Malicious Package and Docker Image Published as Official Releases
Once the release pipeline was triggered, the project’s own automation published:
- A malicious PyPI package:
elementary-data==0.23.3 - A compromised container image in GitHub Container Registry
- The latest tag, causing unpinned environments to auto-pull the malicious build
Affected image tags reportedly include:
ghcr.io/elementary-data/elementary:0.23.3
ghcr.io/elementary-data/elementary:latest
Because these artifacts came through the legitimate release process, they appeared authentic to users and automated systems.
Payload Behavior: Developer Secrets and Crypto Theft
The malicious release included a file named:
elementary.pth
Python .pth files can execute automatically when the interpreter starts, making them a stealthy persistence and code execution mechanism.
The embedded payload acted as an information stealer targeting sensitive developer and infrastructure data, including:
Credentials and Secrets
- SSH private keys
- Git credentials
- AWS, GCP, and Azure credentials
- Kubernetes secrets
- Docker authentication data
- CI/CD tokens
.envfiles and application secrets
Cryptocurrency Wallet Data
The malware reportedly searched for wallets associated with:
- Bitcoin
- Litecoin
- Dogecoin
- Zcash
- Dash
- Monero
- Ripple
Local System Intelligence
It also targeted:
/etc/passwd- Shell history
- Local logs
- Environment configuration data
This combination suggests the attackers were pursuing both cloud compromise and direct financial theft.
Why Docker Users Were Also at Risk
The project’s release workflow included a build-and-push container job that automatically generated Docker images from the same compromised source code.
As a result, organizations using containerized deployments were also exposed. Systems that relied on floating tags such as latest, or environments without strict version pinning, may have automatically retrieved the malicious image without manual approval.
This reinforces a critical supply-chain lesson: containers inherit the trustworthiness of their upstream build pipelines.

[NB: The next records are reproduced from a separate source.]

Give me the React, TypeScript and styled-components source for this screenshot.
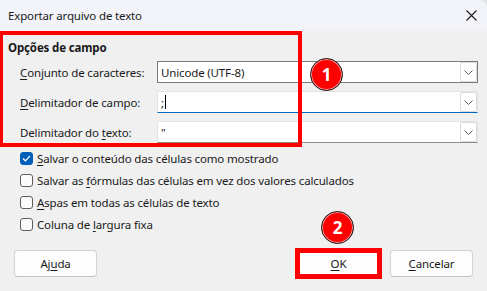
import React from "react";
import styled, { createGlobalStyle } from "styled-components";

const GlobalStyle = createGlobalStyle`
  html, body { margin: 0; padding: 0; background: #dfe1e6; }
  body { font-family: "Noto Sans", "Open Sans", sans-serif; }
  * { box-sizing: border-box; }
`;

const Window = styled.div`
  width: 487px;
  height: 291px;
  overflow: hidden;
  display: flex;
  flex-direction: column;
  background: #f0f0f0;
  border-top-right-radius: 8px;
  font-size: 11.5px;
  letter-spacing: -0.15px;
  color: #1a1a1a;
`;

const TitleBar = styled.div`
  height: 31px;
  flex: none;
  display: flex;
  align-items: center;
  justify-content: space-between;
  padding: 0 10px 0 8px;
  background: #f3f4f9;
  color: #1b1b1b;
`;

const Body = styled.div`
  position: relative;
  flex: 1;
  display: flex;
  flex-direction: column;
  padding: 8px 0 0 0;
`;

const Heading = styled.div`
  font-weight: 700;
  padding-left: 8px;
  line-height: 17px;
`;

const FormGrid = styled.div`
  display: grid;
  grid-template-columns: 137px 321px;
  grid-auto-rows: 22px;
  row-gap: 8px;
  padding-left: 20px;
  margin-top: 5px;
  align-items: center;
`;

const Label = styled.label`
  white-space: nowrap;
`;

const U = styled.span`
  text-decoration: underline;
  text-underline-offset: 2px;
`;

const Field = styled.div<{ $variant: "box" | "focus" | "plain" }>`
  height: 22px;
  position: relative;
  display: flex;
  align-items: center;
  padding-left: 3px;
  background: #ffffff;
  border: 1px solid ${(p) => (p.$variant === "box" ? "#7a7a7a" : "#e3e3e3")};
  border-bottom-color: ${(p) =>
    p.$variant === "focus" ? "#0067c0" : p.$variant === "box" ? "#7a7a7a" : "#8c8c8c"};
`;

const Caret = styled.span`
  display: inline-block;
  width: 1px;
  height: 14px;
  background: #000;
  margin-left: 1px;
`;

const DropButton = styled.div`
  position: absolute;
  right: 0;
  top: 0;
  bottom: 0;
  width: 17px;
  display: flex;
  align-items: center;
  justify-content: center;
  background: #fff;
  border: 1px solid #dadada;
  border-radius: 2px;
`;

const CheckList = styled.div`
  display: flex;
  flex-direction: column;
  margin-top: 4px;
  padding-left: 20px;
`;

const CheckRow = styled.div`
  height: 22px;
  display: flex;
  align-items: center;
  gap: 4px;
  white-space: nowrap;
`;

const Box = styled.span<{ $checked?: boolean }>`
  width: 13px;
  height: 13px;
  border-radius: 3px;
  flex: none;
  display: flex;
  align-items: center;
  justify-content: center;
  background: ${(p) => (p.$checked ? "#005fb8" : "#fbfbfb")};
  border: 1px solid ${(p) => (p.$checked ? "#005fb8" : "#5d5d5d")};
`;

const ButtonRow = styled.div`
  display: flex;
  align-items: center;
  margin-top: auto;
  margin-bottom: 14px;
  padding: 0 14px;
  gap: 10px;
`;

const Spacer = styled.div`
  flex: 1;
`;

const Button = styled.div`
  position: relative;
  width: 83px;
  height: 27px;
  display: flex;
  align-items: center;
  justify-content: center;
  background: #fdfdfd;
  border: 1px solid #d3d3d3;
  border-bottom-color: #c4c4c4;
  border-radius: 4px;
`;

const RedFrame = styled.div`
  position: absolute;
  border: 4px solid #ff0000;
  pointer-events: none;
`;

const FieldFrame = styled(RedFrame)`
  left: -1px;
  top: 0;
  width: 303px;
  height: 116px;
`;

const ButtonFrame = styled(RedFrame)`
  left: -3px;
  top: -3px;
  right: -3px;
  bottom: -3px;
  border-width: 5px;
`;

const Badge = styled.div<{ $x: number; $y: number }>`
  position: absolute;
  left: ${(p) => p.$x}px;
  top: ${(p) => p.$y}px;
  width: 33px;
  height: 33px;
  border-radius: 50%;
  background: #ff0000;
  border: 1.5px solid #1e1e1e;
  box-shadow: inset 0 0 0 1px #f4a0a0;
  display: flex;
  align-items: center;
  justify-content: center;
  color: #fff;
  font-family: "Open Sans", "Noto Sans", sans-serif;
  font-weight: 700;
  font-size: 17px;
  letter-spacing: 0;
`;

const Chevron = () => (
  <svg width="9" height="5" viewBox="0 0 9 5">
    <path d="M0.5 0.5 L4.5 4.5 L8.5 0.5" fill="none" stroke="#5a5a5a" strokeWidth="1" />
  </svg>
);

const Check = () => (
  <svg width="9" height="7" viewBox="0 0 9 7">
    <path d="M1 3.5 L3.4 5.8 L8 1" fill="none" stroke="#fff" strokeWidth="1.2" />
  </svg>
);

const CloseIcon = () => (
  <svg width="11" height="11" viewBox="0 0 11 11">
    <path d="M0.5 0.5 L10.5 10.5 M10.5 0.5 L0.5 10.5" stroke="#1b1b1b" strokeWidth="1.1" />
  </svg>
);

const checks: { pre: string; u: string; post: string; checked?: boolean }[] = [
  { pre: "", u: "S", post: "alvar o conteúdo das células como mostrado", checked: true },
  { pre: "Salvar as ", u: "f", post: "órmulas das células em vez dos valores calculados" },
  { pre: "", u: "A", post: "spas em todas as células de texto" },
  { pre: "Coluna de ", u: "l", post: "argura fixa" },
];

export default function App() {
  return (
    <>
      <GlobalStyle />
      <Window>
        <TitleBar>
          <span>Exportar arquivo de texto</span>
          <CloseIcon />
        </TitleBar>
        <Body>
          <Heading>Opções de campo</Heading>
          <FormGrid>
            <Label>
              <U>C</U>onjunto de caracteres:
            </Label>
            <Field $variant="box">
              Unicode (UTF-8)
              <DropButton>
                <Chevron />
              </DropButton>
            </Field>
            <Label>
              <U>D</U>elimitador de campo:
            </Label>
            <Field $variant="focus">
              ;<Caret />
              <DropButton>
                <Chevron />
              </DropButton>
            </Field>
            <Label>
              Delimitador do <U>t</U>exto:
            </Label>
            <Field $variant="plain">
              "
              <DropButton>
                <Chevron />
              </DropButton>
            </Field>
          </FormGrid>
          <CheckList>
            {checks.map((c, i) => (
              <CheckRow key={i}>
                <Box $checked={c.checked}>{c.checked && <Check />}</Box>
                <span>
                  {c.pre}
                  <U>{c.u}</U>
                  {c.post}
                </span>
              </CheckRow>
            ))}
          </CheckList>
          <ButtonRow>
            <Button>
              Aj<U>u</U>da
            </Button>
            <Spacer />
            <Button>
              <U>O</U>K
              <ButtonFrame />
            </Button>
            <Button>
              <U>C</U>ancelar
            </Button>
          </ButtonRow>
          <FieldFrame />
          <Badge $x={310} $y={27}>1</Badge>
          <Badge $x={321} $y={180}>2</Badge>
        </Body>
      </Window>
    </>
  );
}
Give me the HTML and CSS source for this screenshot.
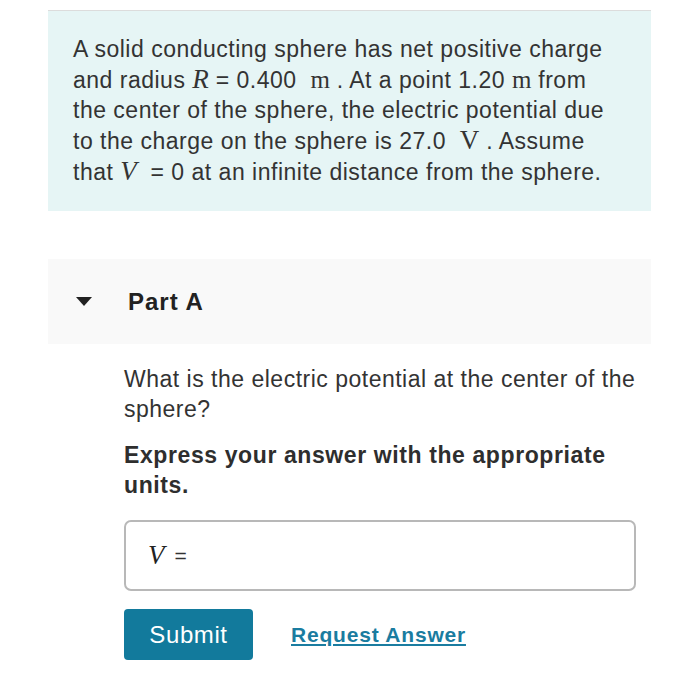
FILE: index.html
```html
<!DOCTYPE html>
<html>
<head>
<meta charset="utf-8">
<link rel="stylesheet" href="styles.css">
</head>
<body>
<div class="page">
  <div class="intro">
    <p>A solid conducting sphere has net positive charge and radius <span class="mi big">R</span> = 0.400 &nbsp;<span class="mn">m</span> . At a point 1.20 <span class="mn">m</span> from the center of the sphere, the electric potential due to the charge on the sphere is 27.0 &nbsp;<span class="mn big">V</span> . Assume that <span class="mi big">V</span> &nbsp;= 0 at an infinite distance from the sphere.</p>
  </div>
  <div class="part-head">
    <span class="tri"></span>
    <span class="part-title">Part A</span>
  </div>
  <div class="part-body">
    <p class="q">What is the electric potential at the center of the sphere?</p>
    <p class="instr">Express your answer with the appropriate units.</p>
    <div class="answer">
      <span class="mi ans-v">V</span><span class="eq">=</span>
    </div>
    <div class="actions">
      <button class="submit">Submit</button>
      <a class="req" href="#">Request Answer</a>
    </div>
  </div>
</div>
</body>
</html>
```
FILE: styles.css
```css
html, body {
  margin: 0;
  padding: 0;
  background: #ffffff;
}
body {
  font-family: "Liberation Sans", Arial, sans-serif;
  color: #333333;
}
.page {
  margin-left: 48px;
  width: 603px;
  padding-top: 10px;
}
.intro {
  background: #e6f5f5;
  border-top: 1px solid #dcdcdc;
  padding: 23px 36px 24px 25px;
}
.intro p {
  margin: 0;
  font-size: 23px;
  line-height: 30px;
  letter-spacing: 0.5px;
}
.mi {
  font-family: "Liberation Serif", "DejaVu Serif", serif;
  font-style: italic;
  letter-spacing: 0;
}
.mn {
  font-family: "Liberation Serif", "DejaVu Serif", serif;
  font-size: 25px;
  letter-spacing: 0;
}
.big {
  font-size: 27px;
}
.part-head {
  margin-top: 48px;
  background: #f9f9f9;
  height: 85px;
  display: flex;
  align-items: center;
}
.tri {
  width: 0;
  height: 0;
  margin-left: 28px;
  border-left: 8px solid transparent;
  border-right: 8px solid transparent;
  border-top: 9px solid #222222;
}
.part-title {
  margin-left: 36px;
  font-size: 24px;
  font-weight: bold;
  letter-spacing: 1px;
  color: #222222;
}
.part-body {
  padding-left: 76px;
  padding-right: 15px;
  padding-top: 20px;
}
.q {
  margin: 0;
  font-size: 23px;
  line-height: 30px;
  letter-spacing: 0.5px;
}
.instr {
  margin: 16px 0 0 0;
  font-size: 23px;
  line-height: 30px;
  font-weight: bold;
  letter-spacing: 0.6px;
  color: #2e2e2e;
}
.answer {
  margin-top: 20px;
  height: 67px;
  border: 2px solid #b8b8b8;
  border-radius: 7px;
  display: flex;
  align-items: center;
  padding-left: 22px;
}
.ans-v {
  font-size: 27px;
  color: #222222;
}
.eq {
  margin-left: 10px;
  font-size: 21px;
}
.actions {
  margin-top: 18px;
  display: flex;
  align-items: center;
}
.submit {
  width: 129px;
  height: 51px;
  background: #127a9c;
  color: #ffffff;
  border: none;
  border-radius: 4px;
  font-family: "Liberation Sans", Arial, sans-serif;
  font-size: 24px;
  letter-spacing: 0.6px;
  padding: 0;
}
.req {
  margin-left: 38px;
  color: #1a7ca0;
  font-size: 21px;
  font-weight: bold;
  letter-spacing: 0.8px;
  text-decoration: underline;
}
```
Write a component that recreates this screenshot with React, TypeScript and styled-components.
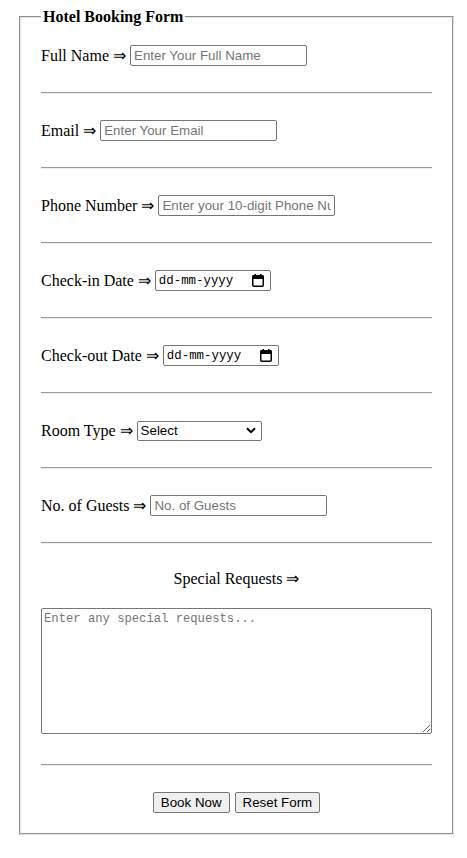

Detection and Rapid Community Response
The malicious upload was reportedly identified by community member crisperik, who opened a GitHub issue alerting maintainers shortly after publication.
A clean replacement version, 0.23.4, was quickly released. While this reduced the exposure window, any environment that installed 0.23.3 or pulled affected images should be considered potentially compromised.
Immediate Response Actions for Affected Users
Organizations and developers who installed the malicious package or container image should take immediate incident response steps:
1. Rotate All Secrets
Immediately rotate:
- Cloud credentials
- API keys
- SSH keys
- CI/CD tokens
- Database passwords
- Git credentials
2. Rebuild from a Known Safe State
Restore systems, CI runners, or containers from trusted backups or clean images.
3. Audit for Unauthorized Access
Review:
- Cloud activity logs
- Git repository access logs
- CI/CD execution history
- Container registry pulls
- Outbound network traffic
4. Pin Dependency Versions
Avoid using floating dependency or container tags in production pipelines.
Broader Supply-Chain Security Lessons
This incident demonstrates how modern attackers increasingly target build systems, automation tokens, and CI/CD workflows rather than individual endpoints.
Even highly trusted open-source packages can become attack vectors when workflow security is weak. To reduce risk, organizations should implement:
- Least-privilege CI tokens
- Pull request isolation for workflows
- Signed release verification
- Dependency provenance checks
- Runtime egress monitoring
- Continuous software bill of materials (SBOM) tracking
As open-source ecosystems continue to power modern infrastructure, securing the release pipeline is now just as important as securing the code itself.